(What the task asks)
Each line of the listing must be transcribed exactly, except for the images, which should be excluded.

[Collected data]
=======

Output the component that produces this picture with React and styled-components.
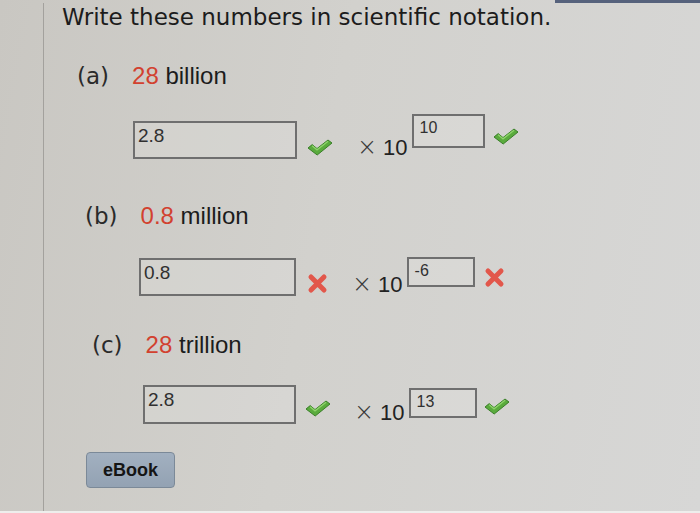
import React from 'react';
import styled, { createGlobalStyle } from 'styled-components';

const GlobalStyle = createGlobalStyle`
  html, body {
    margin: 0;
    padding: 0;
    background: #d2d1cd;
  }
`;

const questions = [
  {
    letter: '(a)', amount: '28', unit: 'billion',
    mantissa: '2.8', exponent: '10', mantissaOk: true, exponentOk: true,
    indent: 15, labelGap: 31, rowGap: 24,
    boxLeft: 71, boxWidth: 164, boxHeight: 38,
    markGap: 10, markDrop: 3, timesGap: 24,
    expWidth: 73, expHeight: 34, expDrop: 11, mark2Gap: 8, mark2Drop: 14,
  },
  {
    letter: '(b)', amount: '0.8', unit: 'million',
    mantissa: '0.8', exponent: '-6', mantissaOk: false, exponentOk: false,
    indent: 23, labelGap: 43, rowGap: 27,
    boxLeft: 77, boxWidth: 157, boxHeight: 38,
    markGap: 11, markDrop: 2, timesGap: 24,
    expWidth: 68, expHeight: 30, expDrop: 9, mark2Gap: 9, mark2Drop: 8,
  },
  {
    letter: '(c)', amount: '28', unit: 'trillion',
    mantissa: '2.8', exponent: '13', mantissaOk: true, exponentOk: true,
    indent: 30, labelGap: 35, rowGap: 26,
    boxLeft: 81, boxWidth: 153, boxHeight: 39,
    markGap: 9, markDrop: 7, timesGap: 23,
    expWidth: 68, expHeight: 30, expDrop: 6, mark2Gap: 7, mark2Drop: 9,
  },
];

function CheckMark() {
  return (
    <svg width="26" height="17" viewBox="0 0 26 17">
      <path
        d="M1 9 L5.2 5.6 L10 9.6 L21 1 L25 4 L10.2 16 Z"
        fill="#5aab3d"
        stroke="#3a7f29"
        strokeWidth="1"
        strokeLinejoin="round"
      />
      <path d="M5.2 6.8 L10 10.8 L21.1 2.2" fill="none" stroke="#8fd36c" strokeWidth="1.3" />
    </svg>
  );
}

function CrossMark() {
  return (
    <svg width="21" height="21" viewBox="0 0 21 21">
      <path d="M4 4 L17 17 M17 4 L4 17" stroke="#e2574b" strokeWidth="5" strokeLinecap="round" />
    </svg>
  );
}

function App() {
  return (
    <>
      <GlobalStyle />
      <Screen>
        <TopEdge>
          <BlueStrip />
        </TopEdge>
        <Panel>
          <Title>Write these numbers in scientific notation.</Title>
          {questions.map((q) => (
            <Question key={q.letter}>
              <Label $indent={q.indent} $gap={q.labelGap}>
                <Letter>{q.letter}</Letter>
                <Amount>{q.amount}</Amount> {q.unit}
              </Label>
              <AnswerRow $left={q.boxLeft} $gap={q.rowGap}>
                <Field $width={q.boxWidth} $height={q.boxHeight}>{q.mantissa}</Field>
                <Mark $gap={q.markGap} $drop={q.markDrop}>
                  {q.mantissaOk ? <CheckMark /> : <CrossMark />}
                </Mark>
                <Times $gap={q.timesGap}>
                  <Sign>×</Sign>10
                </Times>
                <Exponent $width={q.expWidth} $height={q.expHeight} $drop={q.expDrop}>
                  {q.exponent}
                </Exponent>
                <Mark $gap={q.mark2Gap} $drop={q.mark2Drop}>
                  {q.exponentOk ? <CheckMark /> : <CrossMark />}
                </Mark>
              </AnswerRow>
            </Question>
          ))}
          <EBookButton>eBook</EBookButton>
        </Panel>
        <BottomEdge />
      </Screen>
    </>
  );
}

const Screen = styled.div`
  width: 700px;
  height: 513px;
  overflow: hidden;
  display: flex;
  flex-direction: column;
  background: linear-gradient(100deg, #c9c7c2 0%, #d2d1cd 45%, #d7d7d6 100%);
`;

const TopEdge = styled.div`
  height: 3px;
  display: flex;
  justify-content: flex-end;
`;

const BlueStrip = styled.div`
  width: 145px;
  height: 3px;
  background: #56627c;
`;

const Panel = styled.div`
  flex: 1;
  margin-left: 43px;
  border-left: 1px solid #a3a19d;
  padding-left: 18px;
  display: flex;
  flex-direction: column;
  align-items: flex-start;
`;

const Title = styled.div`
  font-family: "DejaVu Sans", Verdana, sans-serif;
  font-size: 23px;
  line-height: 28px;
  color: #1c1c1c;
  white-space: nowrap;
`;

const Question = styled.div`
  display: flex;
  flex-direction: column;
`;

const Label = styled.div`
  margin-top: ${(p) => p.$gap}px;
  margin-left: ${(p) => p.$indent}px;
  font-family: "Liberation Sans", Arial, sans-serif;
  font-size: 24px;
  line-height: 28px;
  color: #1c1c1c;
  white-space: nowrap;
`;

const Letter = styled.span`
  font-family: "DejaVu Sans", Verdana, sans-serif;
  font-size: 23px;
  color: #2a2a2a;
  margin-right: 23px;
`;

const Amount = styled.span`
  color: #d2412f;
`;

const AnswerRow = styled.div`
  margin-top: ${(p) => p.$gap}px;
  padding-left: ${(p) => p.$left}px;
  display: flex;
  align-items: flex-end;
`;

const Field = styled.div`
  box-sizing: border-box;
  width: ${(p) => p.$width}px;
  height: ${(p) => p.$height}px;
  border: 2px solid #6f6f6f;
  background: rgba(255, 255, 255, 0.12);
  padding: 2px 0 0 3px;
  font-family: "Liberation Sans", Arial, sans-serif;
  font-size: 19px;
  line-height: 22px;
  color: #303030;
`;

const Exponent = styled(Field)`
  margin-bottom: ${(p) => p.$drop}px;
  padding: 3px 0 0 6px;
  font-size: 16px;
  line-height: 18px;
`;

const Mark = styled.div`
  display: flex;
  margin-left: ${(p) => p.$gap}px;
  margin-bottom: ${(p) => p.$drop}px;
`;

const Times = styled.div`
  margin-left: ${(p) => p.$gap}px;
  margin-right: 4px;
  font-family: "Liberation Sans", Arial, sans-serif;
  font-size: 22px;
  line-height: 22px;
  color: #222;
  white-space: nowrap;
`;

const Sign = styled.span`
  font-family: "DejaVu Sans", sans-serif;
  font-weight: 300;
  font-size: 24px;
  line-height: 0;
  color: #3a3a3a;
  margin-right: 6px;
`;

const EBookButton = styled.button`
  margin-top: 28px;
  margin-left: 24px;
  width: 89px;
  height: 36px;
  border: 1px solid #7b8998;
  border-radius: 4px;
  background: linear-gradient(#a2b0c0, #93a2b3);
  font-family: "Liberation Sans", Arial, sans-serif;
  font-weight: 700;
  font-size: 18px;
  color: #151515;
  padding: 0;
`;

const BottomEdge = styled.div`
  height: 2px;
  background: #eeeeec;
`;

export default App;
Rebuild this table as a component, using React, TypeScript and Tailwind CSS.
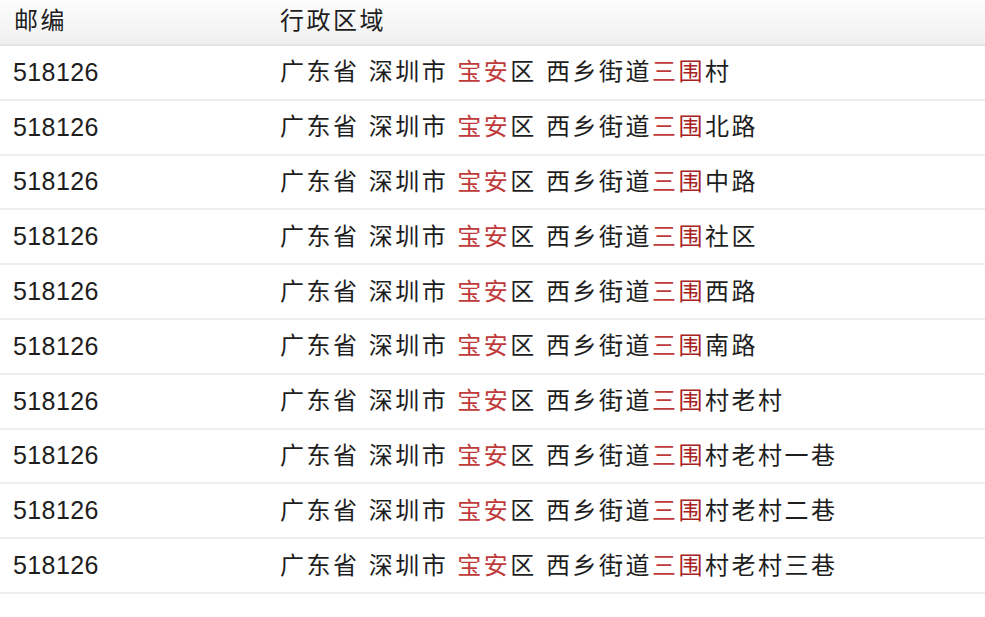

=======

(The completed task)
Output the component that produces this picture with React and styled-components.
import React from 'react';
import styled, { createGlobalStyle } from 'styled-components';

const GlobalStyle = createGlobalStyle`
  html, body {
    margin: 0;
    padding: 0;
    background: #d2d1cd;
  }
`;

const questions = [
  {
    letter: '(a)', amount: '28', unit: 'billion',
    mantissa: '2.8', exponent: '10', mantissaOk: true, exponentOk: true,
    indent: 15, labelGap: 31, rowGap: 24,
    boxLeft: 71, boxWidth: 164, boxHeight: 38,
    markGap: 10, markDrop: 3, timesGap: 24,
    expWidth: 73, expHeight: 34, expDrop: 11, mark2Gap: 8, mark2Drop: 14,
  },
  {
    letter: '(b)', amount: '0.8', unit: 'million',
    mantissa: '0.8', exponent: '-6', mantissaOk: false, exponentOk: false,
    indent: 23, labelGap: 43, rowGap: 27,
    boxLeft: 77, boxWidth: 157, boxHeight: 38,
    markGap: 11, markDrop: 2, timesGap: 24,
    expWidth: 68, expHeight: 30, expDrop: 9, mark2Gap: 9, mark2Drop: 8,
  },
  {
    letter: '(c)', amount: '28', unit: 'trillion',
    mantissa: '2.8', exponent: '13', mantissaOk: true, exponentOk: true,
    indent: 30, labelGap: 35, rowGap: 26,
    boxLeft: 81, boxWidth: 153, boxHeight: 39,
    markGap: 9, markDrop: 7, timesGap: 23,
    expWidth: 68, expHeight: 30, expDrop: 6, mark2Gap: 7, mark2Drop: 9,
  },
];

function CheckMark() {
  return (
    <svg width="26" height="17" viewBox="0 0 26 17">
      <path
        d="M1 9 L5.2 5.6 L10 9.6 L21 1 L25 4 L10.2 16 Z"
        fill="#5aab3d"
        stroke="#3a7f29"
        strokeWidth="1"
        strokeLinejoin="round"
      />
      <path d="M5.2 6.8 L10 10.8 L21.1 2.2" fill="none" stroke="#8fd36c" strokeWidth="1.3" />
    </svg>
  );
}

function CrossMark() {
  return (
    <svg width="21" height="21" viewBox="0 0 21 21">
      <path d="M4 4 L17 17 M17 4 L4 17" stroke="#e2574b" strokeWidth="5" strokeLinecap="round" />
    </svg>
  );
}

function App() {
  return (
    <>
      <GlobalStyle />
      <Screen>
        <TopEdge>
          <BlueStrip />
        </TopEdge>
        <Panel>
          <Title>Write these numbers in scientific notation.</Title>
          {questions.map((q) => (
            <Question key={q.letter}>
              <Label $indent={q.indent} $gap={q.labelGap}>
                <Letter>{q.letter}</Letter>
                <Amount>{q.amount}</Amount> {q.unit}
              </Label>
              <AnswerRow $left={q.boxLeft} $gap={q.rowGap}>
                <Field $width={q.boxWidth} $height={q.boxHeight}>{q.mantissa}</Field>
                <Mark $gap={q.markGap} $drop={q.markDrop}>
                  {q.mantissaOk ? <CheckMark /> : <CrossMark />}
                </Mark>
                <Times $gap={q.timesGap}>
                  <Sign>×</Sign>10
                </Times>
                <Exponent $width={q.expWidth} $height={q.expHeight} $drop={q.expDrop}>
                  {q.exponent}
                </Exponent>
                <Mark $gap={q.mark2Gap} $drop={q.mark2Drop}>
                  {q.exponentOk ? <CheckMark /> : <CrossMark />}
                </Mark>
              </AnswerRow>
            </Question>
          ))}
          <EBookButton>eBook</EBookButton>
        </Panel>
        <BottomEdge />
      </Screen>
    </>
  );
}

const Screen = styled.div`
  width: 700px;
  height: 513px;
  overflow: hidden;
  display: flex;
  flex-direction: column;
  background: linear-gradient(100deg, #c9c7c2 0%, #d2d1cd 45%, #d7d7d6 100%);
`;

const TopEdge = styled.div`
  height: 3px;
  display: flex;
  justify-content: flex-end;
`;

const BlueStrip = styled.div`
  width: 145px;
  height: 3px;
  background: #56627c;
`;

const Panel = styled.div`
  flex: 1;
  margin-left: 43px;
  border-left: 1px solid #a3a19d;
  padding-left: 18px;
  display: flex;
  flex-direction: column;
  align-items: flex-start;
`;

const Title = styled.div`
  font-family: "DejaVu Sans", Verdana, sans-serif;
  font-size: 23px;
  line-height: 28px;
  color: #1c1c1c;
  white-space: nowrap;
`;

const Question = styled.div`
  display: flex;
  flex-direction: column;
`;

const Label = styled.div`
  margin-top: ${(p) => p.$gap}px;
  margin-left: ${(p) => p.$indent}px;
  font-family: "Liberation Sans", Arial, sans-serif;
  font-size: 24px;
  line-height: 28px;
  color: #1c1c1c;
  white-space: nowrap;
`;

const Letter = styled.span`
  font-family: "DejaVu Sans", Verdana, sans-serif;
  font-size: 23px;
  color: #2a2a2a;
  margin-right: 23px;
`;

const Amount = styled.span`
  color: #d2412f;
`;

const AnswerRow = styled.div`
  margin-top: ${(p) => p.$gap}px;
  padding-left: ${(p) => p.$left}px;
  display: flex;
  align-items: flex-end;
`;

const Field = styled.div`
  box-sizing: border-box;
  width: ${(p) => p.$width}px;
  height: ${(p) => p.$height}px;
  border: 2px solid #6f6f6f;
  background: rgba(255, 255, 255, 0.12);
  padding: 2px 0 0 3px;
  font-family: "Liberation Sans", Arial, sans-serif;
  font-size: 19px;
  line-height: 22px;
  color: #303030;
`;

const Exponent = styled(Field)`
  margin-bottom: ${(p) => p.$drop}px;
  padding: 3px 0 0 6px;
  font-size: 16px;
  line-height: 18px;
`;

const Mark = styled.div`
  display: flex;
  margin-left: ${(p) => p.$gap}px;
  margin-bottom: ${(p) => p.$drop}px;
`;

const Times = styled.div`
  margin-left: ${(p) => p.$gap}px;
  margin-right: 4px;
  font-family: "Liberation Sans", Arial, sans-serif;
  font-size: 22px;
  line-height: 22px;
  color: #222;
  white-space: nowrap;
`;

const Sign = styled.span`
  font-family: "DejaVu Sans", sans-serif;
  font-weight: 300;
  font-size: 24px;
  line-height: 0;
  color: #3a3a3a;
  margin-right: 6px;
`;

const EBookButton = styled.button`
  margin-top: 28px;
  margin-left: 24px;
  width: 89px;
  height: 36px;
  border: 1px solid #7b8998;
  border-radius: 4px;
  background: linear-gradient(#a2b0c0, #93a2b3);
  font-family: "Liberation Sans", Arial, sans-serif;
  font-weight: 700;
  font-size: 18px;
  color: #151515;
  padding: 0;
`;

const BottomEdge = styled.div`
  height: 2px;
  background: #eeeeec;
`;

export default App;
Rebuild this table as a component, using React, TypeScript and Tailwind CSS.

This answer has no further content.